** Start **

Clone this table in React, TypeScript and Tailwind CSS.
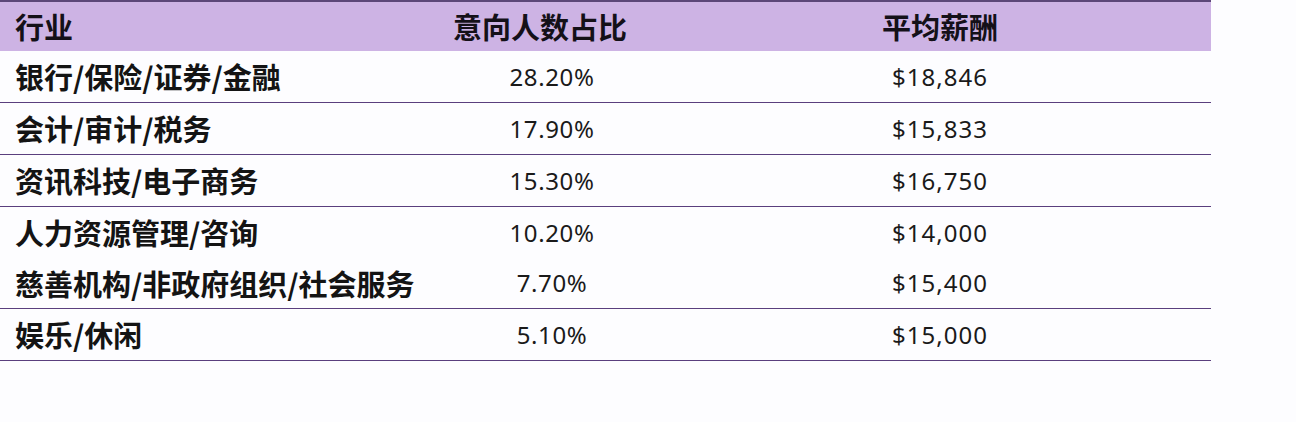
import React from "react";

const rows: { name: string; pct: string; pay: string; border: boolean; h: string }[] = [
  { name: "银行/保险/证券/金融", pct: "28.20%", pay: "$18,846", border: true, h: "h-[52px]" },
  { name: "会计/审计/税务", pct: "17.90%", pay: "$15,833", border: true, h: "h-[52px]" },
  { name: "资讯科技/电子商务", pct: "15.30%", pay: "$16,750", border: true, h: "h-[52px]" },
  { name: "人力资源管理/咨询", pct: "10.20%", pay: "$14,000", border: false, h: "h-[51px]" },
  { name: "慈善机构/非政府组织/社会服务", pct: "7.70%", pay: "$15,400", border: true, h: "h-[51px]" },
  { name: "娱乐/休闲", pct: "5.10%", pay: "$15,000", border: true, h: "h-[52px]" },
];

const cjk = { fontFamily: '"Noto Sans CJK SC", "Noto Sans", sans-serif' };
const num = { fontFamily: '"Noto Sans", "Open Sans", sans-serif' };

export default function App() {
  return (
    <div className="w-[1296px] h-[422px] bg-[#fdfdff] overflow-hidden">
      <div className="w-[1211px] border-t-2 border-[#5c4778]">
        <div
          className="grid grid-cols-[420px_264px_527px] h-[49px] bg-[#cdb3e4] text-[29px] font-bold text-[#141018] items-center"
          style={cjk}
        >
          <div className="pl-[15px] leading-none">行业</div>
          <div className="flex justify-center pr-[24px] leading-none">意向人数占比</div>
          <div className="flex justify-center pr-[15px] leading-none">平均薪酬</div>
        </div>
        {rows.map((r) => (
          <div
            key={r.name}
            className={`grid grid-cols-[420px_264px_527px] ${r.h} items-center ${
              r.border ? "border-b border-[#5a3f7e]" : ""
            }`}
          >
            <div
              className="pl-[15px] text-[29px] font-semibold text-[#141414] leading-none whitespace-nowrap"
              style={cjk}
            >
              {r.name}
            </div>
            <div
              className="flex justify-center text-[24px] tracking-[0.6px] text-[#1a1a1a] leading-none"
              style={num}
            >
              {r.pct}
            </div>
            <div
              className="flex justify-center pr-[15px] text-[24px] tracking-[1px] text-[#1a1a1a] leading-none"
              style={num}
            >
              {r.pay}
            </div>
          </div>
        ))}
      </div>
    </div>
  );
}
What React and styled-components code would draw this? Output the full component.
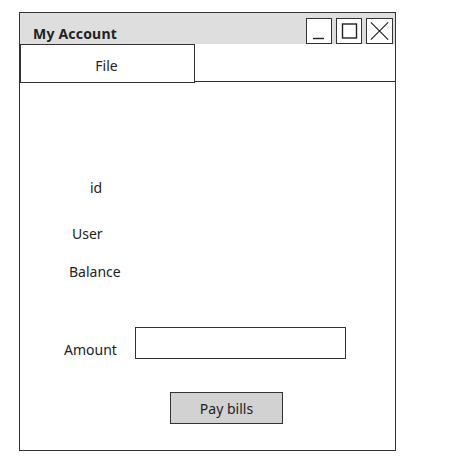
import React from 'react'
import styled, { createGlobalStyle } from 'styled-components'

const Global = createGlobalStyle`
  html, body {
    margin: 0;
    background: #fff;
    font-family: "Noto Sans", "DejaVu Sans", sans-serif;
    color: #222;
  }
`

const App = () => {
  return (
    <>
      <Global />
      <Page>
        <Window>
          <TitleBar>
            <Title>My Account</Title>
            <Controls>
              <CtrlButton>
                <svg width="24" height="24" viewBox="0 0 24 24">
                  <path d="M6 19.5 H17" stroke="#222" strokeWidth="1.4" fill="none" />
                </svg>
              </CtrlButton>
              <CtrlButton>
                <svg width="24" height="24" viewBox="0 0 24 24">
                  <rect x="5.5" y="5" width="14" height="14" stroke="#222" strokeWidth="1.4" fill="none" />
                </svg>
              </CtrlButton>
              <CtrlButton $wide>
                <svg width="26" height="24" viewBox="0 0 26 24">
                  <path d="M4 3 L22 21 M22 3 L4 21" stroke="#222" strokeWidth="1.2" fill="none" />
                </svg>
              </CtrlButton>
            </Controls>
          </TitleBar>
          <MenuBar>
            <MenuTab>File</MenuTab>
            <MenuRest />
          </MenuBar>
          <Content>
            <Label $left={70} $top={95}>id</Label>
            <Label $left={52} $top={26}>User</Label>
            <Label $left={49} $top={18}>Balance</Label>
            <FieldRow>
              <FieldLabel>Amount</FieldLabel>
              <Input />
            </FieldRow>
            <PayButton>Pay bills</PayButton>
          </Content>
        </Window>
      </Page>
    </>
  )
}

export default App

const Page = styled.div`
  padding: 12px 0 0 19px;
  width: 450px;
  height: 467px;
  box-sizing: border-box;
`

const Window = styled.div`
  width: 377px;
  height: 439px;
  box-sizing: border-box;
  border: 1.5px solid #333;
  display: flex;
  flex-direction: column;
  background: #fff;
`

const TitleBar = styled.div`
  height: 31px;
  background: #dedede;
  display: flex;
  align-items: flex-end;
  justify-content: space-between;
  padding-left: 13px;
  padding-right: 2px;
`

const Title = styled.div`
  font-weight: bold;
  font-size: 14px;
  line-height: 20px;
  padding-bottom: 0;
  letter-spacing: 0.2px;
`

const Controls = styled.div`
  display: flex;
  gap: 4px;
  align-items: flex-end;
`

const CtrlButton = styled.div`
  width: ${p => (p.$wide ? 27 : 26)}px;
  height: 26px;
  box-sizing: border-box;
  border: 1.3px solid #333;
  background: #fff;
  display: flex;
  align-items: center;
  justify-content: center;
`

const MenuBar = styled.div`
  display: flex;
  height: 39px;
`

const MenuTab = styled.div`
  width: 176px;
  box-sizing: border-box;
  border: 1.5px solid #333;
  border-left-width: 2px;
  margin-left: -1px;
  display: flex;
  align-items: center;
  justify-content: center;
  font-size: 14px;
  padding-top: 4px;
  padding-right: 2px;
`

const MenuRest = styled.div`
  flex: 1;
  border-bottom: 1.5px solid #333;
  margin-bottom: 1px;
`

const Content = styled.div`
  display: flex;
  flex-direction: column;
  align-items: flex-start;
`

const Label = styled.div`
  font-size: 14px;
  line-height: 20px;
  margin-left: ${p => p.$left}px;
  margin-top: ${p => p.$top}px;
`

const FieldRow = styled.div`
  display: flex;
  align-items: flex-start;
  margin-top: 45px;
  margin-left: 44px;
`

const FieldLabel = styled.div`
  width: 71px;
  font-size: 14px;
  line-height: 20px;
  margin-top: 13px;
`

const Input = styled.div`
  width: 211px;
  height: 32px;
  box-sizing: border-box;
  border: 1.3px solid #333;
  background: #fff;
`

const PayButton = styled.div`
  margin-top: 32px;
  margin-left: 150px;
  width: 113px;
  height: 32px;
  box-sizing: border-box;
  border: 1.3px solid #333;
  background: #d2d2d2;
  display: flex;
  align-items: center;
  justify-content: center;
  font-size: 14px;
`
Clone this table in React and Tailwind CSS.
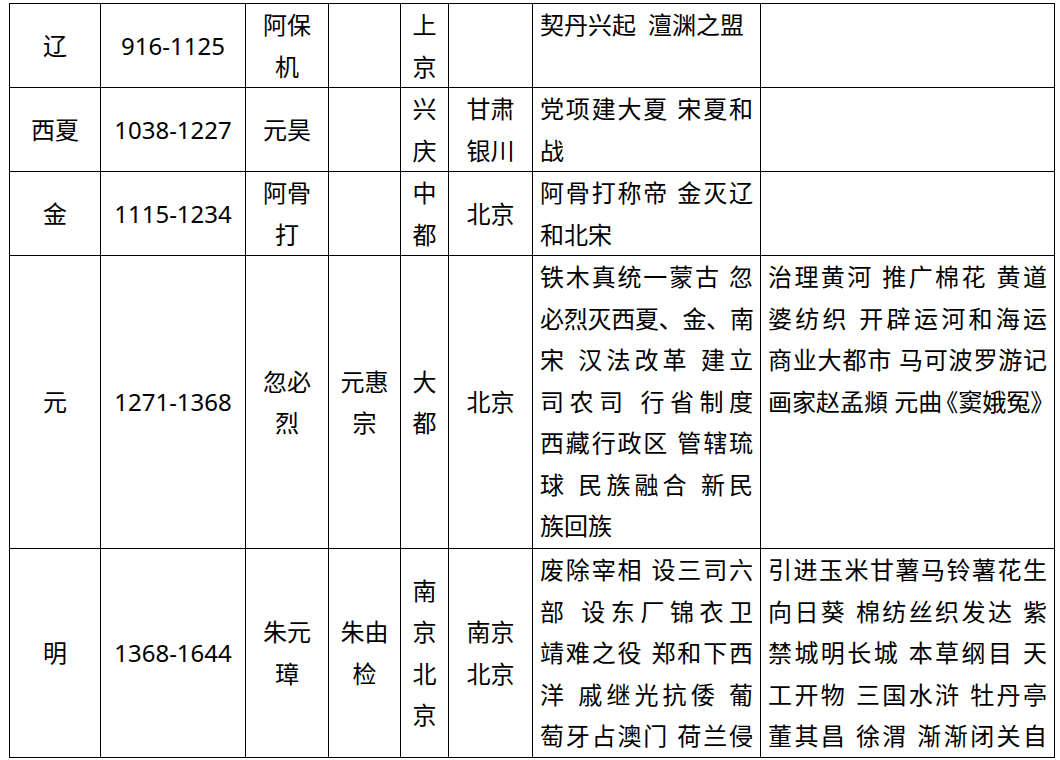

** End **

▶ Task to carry out:
Each line of the material must be retyped exactly, except that images are omitted.

▶ The response:
Clone this table in React, TypeScript and Tailwind CSS.
import React from "react";

const rows: { name: string; pct: string; pay: string; border: boolean; h: string }[] = [
  { name: "银行/保险/证券/金融", pct: "28.20%", pay: "$18,846", border: true, h: "h-[52px]" },
  { name: "会计/审计/税务", pct: "17.90%", pay: "$15,833", border: true, h: "h-[52px]" },
  { name: "资讯科技/电子商务", pct: "15.30%", pay: "$16,750", border: true, h: "h-[52px]" },
  { name: "人力资源管理/咨询", pct: "10.20%", pay: "$14,000", border: false, h: "h-[51px]" },
  { name: "慈善机构/非政府组织/社会服务", pct: "7.70%", pay: "$15,400", border: true, h: "h-[51px]" },
  { name: "娱乐/休闲", pct: "5.10%", pay: "$15,000", border: true, h: "h-[52px]" },
];

const cjk = { fontFamily: '"Noto Sans CJK SC", "Noto Sans", sans-serif' };
const num = { fontFamily: '"Noto Sans", "Open Sans", sans-serif' };

export default function App() {
  return (
    <div className="w-[1296px] h-[422px] bg-[#fdfdff] overflow-hidden">
      <div className="w-[1211px] border-t-2 border-[#5c4778]">
        <div
          className="grid grid-cols-[420px_264px_527px] h-[49px] bg-[#cdb3e4] text-[29px] font-bold text-[#141018] items-center"
          style={cjk}
        >
          <div className="pl-[15px] leading-none">行业</div>
          <div className="flex justify-center pr-[24px] leading-none">意向人数占比</div>
          <div className="flex justify-center pr-[15px] leading-none">平均薪酬</div>
        </div>
        {rows.map((r) => (
          <div
            key={r.name}
            className={`grid grid-cols-[420px_264px_527px] ${r.h} items-center ${
              r.border ? "border-b border-[#5a3f7e]" : ""
            }`}
          >
            <div
              className="pl-[15px] text-[29px] font-semibold text-[#141414] leading-none whitespace-nowrap"
              style={cjk}
            >
              {r.name}
            </div>
            <div
              className="flex justify-center text-[24px] tracking-[0.6px] text-[#1a1a1a] leading-none"
              style={num}
            >
              {r.pct}
            </div>
            <div
              className="flex justify-center pr-[15px] text-[24px] tracking-[1px] text-[#1a1a1a] leading-none"
              style={num}
            >
              {r.pay}
            </div>
          </div>
        ))}
      </div>
    </div>
  );
}
What React and styled-components code would draw this? Output the full component.
import React from 'react'
import styled, { createGlobalStyle } from 'styled-components'

const Global = createGlobalStyle`
  html, body {
    margin: 0;
    background: #fff;
    font-family: "Noto Sans", "DejaVu Sans", sans-serif;
    color: #222;
  }
`

const App = () => {
  return (
    <>
      <Global />
      <Page>
        <Window>
          <TitleBar>
            <Title>My Account</Title>
            <Controls>
              <CtrlButton>
                <svg width="24" height="24" viewBox="0 0 24 24">
                  <path d="M6 19.5 H17" stroke="#222" strokeWidth="1.4" fill="none" />
                </svg>
              </CtrlButton>
              <CtrlButton>
                <svg width="24" height="24" viewBox="0 0 24 24">
                  <rect x="5.5" y="5" width="14" height="14" stroke="#222" strokeWidth="1.4" fill="none" />
                </svg>
              </CtrlButton>
              <CtrlButton $wide>
                <svg width="26" height="24" viewBox="0 0 26 24">
                  <path d="M4 3 L22 21 M22 3 L4 21" stroke="#222" strokeWidth="1.2" fill="none" />
                </svg>
              </CtrlButton>
            </Controls>
          </TitleBar>
          <MenuBar>
            <MenuTab>File</MenuTab>
            <MenuRest />
          </MenuBar>
          <Content>
            <Label $left={70} $top={95}>id</Label>
            <Label $left={52} $top={26}>User</Label>
            <Label $left={49} $top={18}>Balance</Label>
            <FieldRow>
              <FieldLabel>Amount</FieldLabel>
              <Input />
            </FieldRow>
            <PayButton>Pay bills</PayButton>
          </Content>
        </Window>
      </Page>
    </>
  )
}

export default App

const Page = styled.div`
  padding: 12px 0 0 19px;
  width: 450px;
  height: 467px;
  box-sizing: border-box;
`

const Window = styled.div`
  width: 377px;
  height: 439px;
  box-sizing: border-box;
  border: 1.5px solid #333;
  display: flex;
  flex-direction: column;
  background: #fff;
`

const TitleBar = styled.div`
  height: 31px;
  background: #dedede;
  display: flex;
  align-items: flex-end;
  justify-content: space-between;
  padding-left: 13px;
  padding-right: 2px;
`

const Title = styled.div`
  font-weight: bold;
  font-size: 14px;
  line-height: 20px;
  padding-bottom: 0;
  letter-spacing: 0.2px;
`

const Controls = styled.div`
  display: flex;
  gap: 4px;
  align-items: flex-end;
`

const CtrlButton = styled.div`
  width: ${p => (p.$wide ? 27 : 26)}px;
  height: 26px;
  box-sizing: border-box;
  border: 1.3px solid #333;
  background: #fff;
  display: flex;
  align-items: center;
  justify-content: center;
`

const MenuBar = styled.div`
  display: flex;
  height: 39px;
`

const MenuTab = styled.div`
  width: 176px;
  box-sizing: border-box;
  border: 1.5px solid #333;
  border-left-width: 2px;
  margin-left: -1px;
  display: flex;
  align-items: center;
  justify-content: center;
  font-size: 14px;
  padding-top: 4px;
  padding-right: 2px;
`

const MenuRest = styled.div`
  flex: 1;
  border-bottom: 1.5px solid #333;
  margin-bottom: 1px;
`

const Content = styled.div`
  display: flex;
  flex-direction: column;
  align-items: flex-start;
`

const Label = styled.div`
  font-size: 14px;
  line-height: 20px;
  margin-left: ${p => p.$left}px;
  margin-top: ${p => p.$top}px;
`

const FieldRow = styled.div`
  display: flex;
  align-items: flex-start;
  margin-top: 45px;
  margin-left: 44px;
`

const FieldLabel = styled.div`
  width: 71px;
  font-size: 14px;
  line-height: 20px;
  margin-top: 13px;
`

const Input = styled.div`
  width: 211px;
  height: 32px;
  box-sizing: border-box;
  border: 1.3px solid #333;
  background: #fff;
`

const PayButton = styled.div`
  margin-top: 32px;
  margin-left: 150px;
  width: 113px;
  height: 32px;
  box-sizing: border-box;
  border: 1.3px solid #333;
  background: #d2d2d2;
  display: flex;
  align-items: center;
  justify-content: center;
  font-size: 14px;
`
Clone this table in React and Tailwind CSS.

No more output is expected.